Friday, May 13, 2016

About that CHILD OF DARK SHADOWS post ...





By WALLACE McBRIDE

For a few minutes last week, we got to imagine what it was like to have had a third DARK SHADOWS feature film from Dan Curtis.

It was equal parts hoax, practical joke and performance art, and required a level of commitment that bordered on mania. CHILD OF DARK SHADOWS wouldn't have been interesting if it was accompanied by an explanation, so it was published without one. People visited the website and were hit cold with a review of a 43-year-old movie that had no business existing.

If we did our jobs well, readers wouldn't be able to tell fantasy from fiction. Our phony review for CHILD OF DARK SHADOWS was accompanied by a feature story on the cover of Film Comment (a real magazine), as well as in a page from Monster-A-Go-Go (a fake magazine). To confuse matters even further, the Monster-A-Go-Go "review" was kind of a real thing, and was originally published on this website as part of a contest back in 2012.

And that faux review is where all of this began. Warner Bros. approached me that year about hosting a contest for the DVD releases of HOUSE OF DARK SHADOWS and NIGHT OF DARK SHADOWS. I thought a blind raffle was pretty boring, so readers were required to submit "elevator pitches" for a proposed third film in the series. WB was skeptical that anyone would take the bait, but Melissa Snyder stunned me (and impressed the PR people at WB) with her idea of a SUSPIRIA/"Jane Eyre" homage. She supplied a full summary of the film (in the form of a DVD review) and a poster.

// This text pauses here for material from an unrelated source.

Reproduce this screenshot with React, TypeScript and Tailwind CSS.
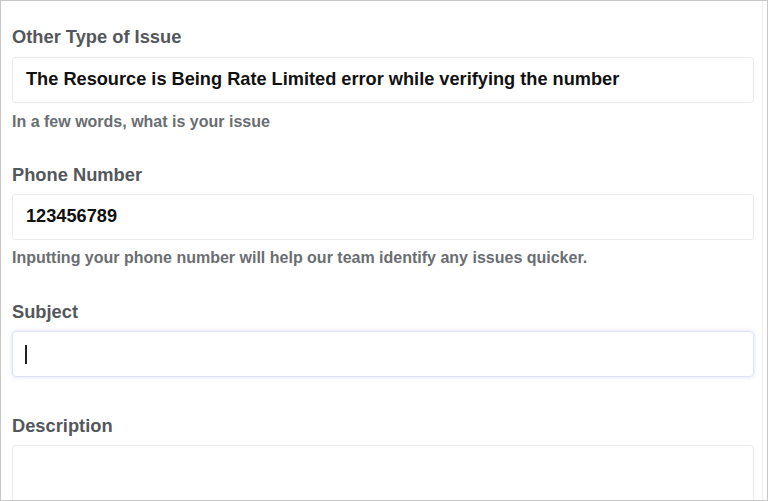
export default function App() {
  return (
    <div
      className="w-[768px] h-[501px] overflow-hidden border border-[#c9c9c9] bg-white"
      style={{ fontFamily: '"Liberation Sans", Arial, sans-serif' }}
    >
      <div className="h-full border-r border-[#ededed] mr-[4px] pl-[11px] pr-[8px] pt-[26px]">
        {/* Other type of issue */}
        <label className="block text-[18.3px] font-bold leading-[20px] text-[#53575c]">
          Other Type of Issue
        </label>
        <div className="mt-[10px] h-[46px] rounded-[3px] border border-[#ebebeb] flex items-center px-[13px] text-[18.2px] font-bold text-[#111]">
          The Resource is Being Rate Limited error while verifying the number
        </div>
        <p className="mt-[10px] text-[16px] font-bold leading-[18px] text-[#6a6e72]">
          In a few words, what is your issue
        </p>

        {/* Phone */}
        <label className="block mt-[34px] text-[18.3px] font-bold leading-[20px] text-[#53575c]">
          Phone Number
        </label>
        <div className="mt-[9px] h-[46px] rounded-[3px] border border-[#ebebeb] flex items-center px-[13px] text-[18.2px] font-bold text-[#111]">
          123456789
        </div>
        <p className="mt-[9px] text-[16px] font-bold leading-[18px] text-[#6a6e72]">
          Inputting your phone number will help our team identify any issues quicker.
        </p>

        {/* Subject */}
        <label className="block mt-[35px] text-[18.3px] font-bold leading-[20px] text-[#53575c]">
          Subject
        </label>
        <div className="mt-[9px] h-[46px] rounded-[4px] border border-[#dde3f5] shadow-[0_0_4px_rgba(150,170,230,0.35)] flex items-center px-[12px]">
          <span className="block w-[2px] h-[19px] bg-[#222]" />
        </div>

        {/* Description */}
        <label className="block mt-[39px] text-[18.3px] font-bold leading-[20px] text-[#53575c]">
          Description
        </label>
        <div className="mt-[9px] h-[80px] rounded-[3px] border border-[#ebebeb]" />
      </div>
    </div>
  )
}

Her pitch for CHILD OF DARK SHADOWS has intrigued me ever since. The plot feels like a natural extension of the DARK SHADOWS brand and played to Curtis' bleak cinematic sensibilities. HOUSE OF DARK SHADOWS has been called an "American Giallo," a Hollywood counterpart to the gory murder mysteries of directors like Dario Argento. Merging gothic melodrama with SUSPIRIA (a movie that also featured Joan Bennett!) is a concept that borders on a fever dream.

As a form of creative calisthenics, I began to tinker with the idea of promotional materials for CHILD OF DARK SHADOWS late last year. What would newspaper ads have looked like? Foreign release posters? The novelization? I took a stab at some of these concepts, none of it really sticking. Part of it was a lack of purpose. It's hard to get fired up about creating something that nobody's ever going to see, and from there the larger idea was born.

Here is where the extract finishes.